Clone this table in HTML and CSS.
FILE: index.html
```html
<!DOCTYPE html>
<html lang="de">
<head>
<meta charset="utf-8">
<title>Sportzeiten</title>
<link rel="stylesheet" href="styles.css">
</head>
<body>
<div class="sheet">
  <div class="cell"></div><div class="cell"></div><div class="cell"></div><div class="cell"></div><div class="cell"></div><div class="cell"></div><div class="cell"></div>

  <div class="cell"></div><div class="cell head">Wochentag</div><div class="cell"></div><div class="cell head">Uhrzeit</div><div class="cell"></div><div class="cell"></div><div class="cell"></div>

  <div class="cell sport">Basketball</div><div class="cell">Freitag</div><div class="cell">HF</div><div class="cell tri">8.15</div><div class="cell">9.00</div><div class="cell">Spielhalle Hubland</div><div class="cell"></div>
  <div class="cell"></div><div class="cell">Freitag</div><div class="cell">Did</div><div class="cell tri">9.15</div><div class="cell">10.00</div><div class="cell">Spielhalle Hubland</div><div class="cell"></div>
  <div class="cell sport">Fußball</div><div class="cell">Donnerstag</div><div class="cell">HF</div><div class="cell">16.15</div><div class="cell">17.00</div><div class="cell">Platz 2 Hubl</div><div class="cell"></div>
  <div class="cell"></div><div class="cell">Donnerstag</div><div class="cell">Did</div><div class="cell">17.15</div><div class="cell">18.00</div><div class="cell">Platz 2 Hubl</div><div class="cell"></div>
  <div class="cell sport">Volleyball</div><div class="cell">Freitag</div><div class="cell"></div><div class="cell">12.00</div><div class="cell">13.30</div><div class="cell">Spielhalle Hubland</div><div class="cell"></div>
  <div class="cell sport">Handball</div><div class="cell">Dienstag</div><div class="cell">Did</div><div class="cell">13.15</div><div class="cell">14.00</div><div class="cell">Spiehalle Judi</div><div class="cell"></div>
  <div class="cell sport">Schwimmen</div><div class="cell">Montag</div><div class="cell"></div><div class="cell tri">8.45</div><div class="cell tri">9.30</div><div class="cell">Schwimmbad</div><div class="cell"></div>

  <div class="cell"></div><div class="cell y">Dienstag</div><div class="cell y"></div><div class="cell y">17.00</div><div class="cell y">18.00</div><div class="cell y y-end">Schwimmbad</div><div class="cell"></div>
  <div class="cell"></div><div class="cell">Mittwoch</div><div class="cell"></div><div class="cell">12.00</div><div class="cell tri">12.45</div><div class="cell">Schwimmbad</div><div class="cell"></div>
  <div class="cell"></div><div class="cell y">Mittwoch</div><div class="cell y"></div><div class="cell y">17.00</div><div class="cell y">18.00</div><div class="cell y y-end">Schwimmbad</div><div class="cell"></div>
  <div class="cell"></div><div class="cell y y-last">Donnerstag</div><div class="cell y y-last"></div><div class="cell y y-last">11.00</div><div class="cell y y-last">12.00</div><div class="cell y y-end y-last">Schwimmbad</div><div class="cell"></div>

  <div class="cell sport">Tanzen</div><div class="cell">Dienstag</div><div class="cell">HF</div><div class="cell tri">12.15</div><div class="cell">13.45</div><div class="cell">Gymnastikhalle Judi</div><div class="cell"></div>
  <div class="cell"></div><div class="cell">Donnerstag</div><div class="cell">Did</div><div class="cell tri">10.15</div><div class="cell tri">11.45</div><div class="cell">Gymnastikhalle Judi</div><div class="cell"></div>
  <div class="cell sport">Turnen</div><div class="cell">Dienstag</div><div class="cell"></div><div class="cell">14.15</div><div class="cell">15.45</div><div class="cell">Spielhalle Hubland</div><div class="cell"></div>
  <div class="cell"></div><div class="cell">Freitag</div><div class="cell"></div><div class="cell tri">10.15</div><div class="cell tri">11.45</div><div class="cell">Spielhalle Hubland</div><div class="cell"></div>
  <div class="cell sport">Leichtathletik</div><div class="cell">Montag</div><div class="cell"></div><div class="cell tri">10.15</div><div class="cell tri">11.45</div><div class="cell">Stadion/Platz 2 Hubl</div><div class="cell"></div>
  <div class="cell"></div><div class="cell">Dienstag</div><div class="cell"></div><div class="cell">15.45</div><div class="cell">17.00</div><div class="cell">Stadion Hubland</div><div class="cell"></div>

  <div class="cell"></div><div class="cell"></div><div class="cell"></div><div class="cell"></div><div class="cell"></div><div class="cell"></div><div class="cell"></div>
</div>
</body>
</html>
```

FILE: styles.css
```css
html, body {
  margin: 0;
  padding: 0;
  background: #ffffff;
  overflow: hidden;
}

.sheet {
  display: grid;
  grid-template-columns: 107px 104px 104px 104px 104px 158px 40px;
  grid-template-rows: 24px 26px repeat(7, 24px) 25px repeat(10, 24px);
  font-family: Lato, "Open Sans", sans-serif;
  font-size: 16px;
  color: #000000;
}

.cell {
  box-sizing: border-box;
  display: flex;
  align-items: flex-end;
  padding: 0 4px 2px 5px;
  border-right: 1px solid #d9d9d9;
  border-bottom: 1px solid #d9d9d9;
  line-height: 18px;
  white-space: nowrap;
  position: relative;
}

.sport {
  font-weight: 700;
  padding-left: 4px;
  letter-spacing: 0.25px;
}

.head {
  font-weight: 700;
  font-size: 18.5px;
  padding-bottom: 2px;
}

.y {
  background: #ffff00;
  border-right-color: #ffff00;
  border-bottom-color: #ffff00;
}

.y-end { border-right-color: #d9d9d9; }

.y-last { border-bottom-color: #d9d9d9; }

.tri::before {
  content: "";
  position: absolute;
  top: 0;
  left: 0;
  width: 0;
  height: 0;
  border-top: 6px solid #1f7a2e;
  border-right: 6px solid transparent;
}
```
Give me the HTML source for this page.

**Required task:** Output the entries verbatim.

**Final answer:**
Clone this table in HTML and CSS.
FILE: index.html
```html
<!DOCTYPE html>
<html lang="de">
<head>
<meta charset="utf-8">
<title>Sportzeiten</title>
<link rel="stylesheet" href="styles.css">
</head>
<body>
<div class="sheet">
  <div class="cell"></div><div class="cell"></div><div class="cell"></div><div class="cell"></div><div class="cell"></div><div class="cell"></div><div class="cell"></div>

  <div class="cell"></div><div class="cell head">Wochentag</div><div class="cell"></div><div class="cell head">Uhrzeit</div><div class="cell"></div><div class="cell"></div><div class="cell"></div>

  <div class="cell sport">Basketball</div><div class="cell">Freitag</div><div class="cell">HF</div><div class="cell tri">8.15</div><div class="cell">9.00</div><div class="cell">Spielhalle Hubland</div><div class="cell"></div>
  <div class="cell"></div><div class="cell">Freitag</div><div class="cell">Did</div><div class="cell tri">9.15</div><div class="cell">10.00</div><div class="cell">Spielhalle Hubland</div><div class="cell"></div>
  <div class="cell sport">Fußball</div><div class="cell">Donnerstag</div><div class="cell">HF</div><div class="cell">16.15</div><div class="cell">17.00</div><div class="cell">Platz 2 Hubl</div><div class="cell"></div>
  <div class="cell"></div><div class="cell">Donnerstag</div><div class="cell">Did</div><div class="cell">17.15</div><div class="cell">18.00</div><div class="cell">Platz 2 Hubl</div><div class="cell"></div>
  <div class="cell sport">Volleyball</div><div class="cell">Freitag</div><div class="cell"></div><div class="cell">12.00</div><div class="cell">13.30</div><div class="cell">Spielhalle Hubland</div><div class="cell"></div>
  <div class="cell sport">Handball</div><div class="cell">Dienstag</div><div class="cell">Did</div><div class="cell">13.15</div><div class="cell">14.00</div><div class="cell">Spiehalle Judi</div><div class="cell"></div>
  <div class="cell sport">Schwimmen</div><div class="cell">Montag</div><div class="cell"></div><div class="cell tri">8.45</div><div class="cell tri">9.30</div><div class="cell">Schwimmbad</div><div class="cell"></div>

  <div class="cell"></div><div class="cell y">Dienstag</div><div class="cell y"></div><div class="cell y">17.00</div><div class="cell y">18.00</div><div class="cell y y-end">Schwimmbad</div><div class="cell"></div>
  <div class="cell"></div><div class="cell">Mittwoch</div><div class="cell"></div><div class="cell">12.00</div><div class="cell tri">12.45</div><div class="cell">Schwimmbad</div><div class="cell"></div>
  <div class="cell"></div><div class="cell y">Mittwoch</div><div class="cell y"></div><div class="cell y">17.00</div><div class="cell y">18.00</div><div class="cell y y-end">Schwimmbad</div><div class="cell"></div>
  <div class="cell"></div><div class="cell y y-last">Donnerstag</div><div class="cell y y-last"></div><div class="cell y y-last">11.00</div><div class="cell y y-last">12.00</div><div class="cell y y-end y-last">Schwimmbad</div><div class="cell"></div>

  <div class="cell sport">Tanzen</div><div class="cell">Dienstag</div><div class="cell">HF</div><div class="cell tri">12.15</div><div class="cell">13.45</div><div class="cell">Gymnastikhalle Judi</div><div class="cell"></div>
  <div class="cell"></div><div class="cell">Donnerstag</div><div class="cell">Did</div><div class="cell tri">10.15</div><div class="cell tri">11.45</div><div class="cell">Gymnastikhalle Judi</div><div class="cell"></div>
  <div class="cell sport">Turnen</div><div class="cell">Dienstag</div><div class="cell"></div><div class="cell">14.15</div><div class="cell">15.45</div><div class="cell">Spielhalle Hubland</div><div class="cell"></div>
  <div class="cell"></div><div class="cell">Freitag</div><div class="cell"></div><div class="cell tri">10.15</div><div class="cell tri">11.45</div><div class="cell">Spielhalle Hubland</div><div class="cell"></div>
  <div class="cell sport">Leichtathletik</div><div class="cell">Montag</div><div class="cell"></div><div class="cell tri">10.15</div><div class="cell tri">11.45</div><div class="cell">Stadion/Platz 2 Hubl</div><div class="cell"></div>
  <div class="cell"></div><div class="cell">Dienstag</div><div class="cell"></div><div class="cell">15.45</div><div class="cell">17.00</div><div class="cell">Stadion Hubland</div><div class="cell"></div>

  <div class="cell"></div><div class="cell"></div><div class="cell"></div><div class="cell"></div><div class="cell"></div><div class="cell"></div><div class="cell"></div>
</div>
</body>
</html>
```

FILE: styles.css
```css
html, body {
  margin: 0;
  padding: 0;
  background: #ffffff;
  overflow: hidden;
}

.sheet {
  display: grid;
  grid-template-columns: 107px 104px 104px 104px 104px 158px 40px;
  grid-template-rows: 24px 26px repeat(7, 24px) 25px repeat(10, 24px);
  font-family: Lato, "Open Sans", sans-serif;
  font-size: 16px;
  color: #000000;
}

.cell {
  box-sizing: border-box;
  display: flex;
  align-items: flex-end;
  padding: 0 4px 2px 5px;
  border-right: 1px solid #d9d9d9;
  border-bottom: 1px solid #d9d9d9;
  line-height: 18px;
  white-space: nowrap;
  position: relative;
}

.sport {
  font-weight: 700;
  padding-left: 4px;
  letter-spacing: 0.25px;
}

.head {
  font-weight: 700;
  font-size: 18.5px;
  padding-bottom: 2px;
}

.y {
  background: #ffff00;
  border-right-color: #ffff00;
  border-bottom-color: #ffff00;
}

.y-end { border-right-color: #d9d9d9; }

.y-last { border-bottom-color: #d9d9d9; }

.tri::before {
  content: "";
  position: absolute;
  top: 0;
  left: 0;
  width: 0;
  height: 0;
  border-top: 6px solid #1f7a2e;
  border-right: 6px solid transparent;
}
```
Give me the HTML source for this page.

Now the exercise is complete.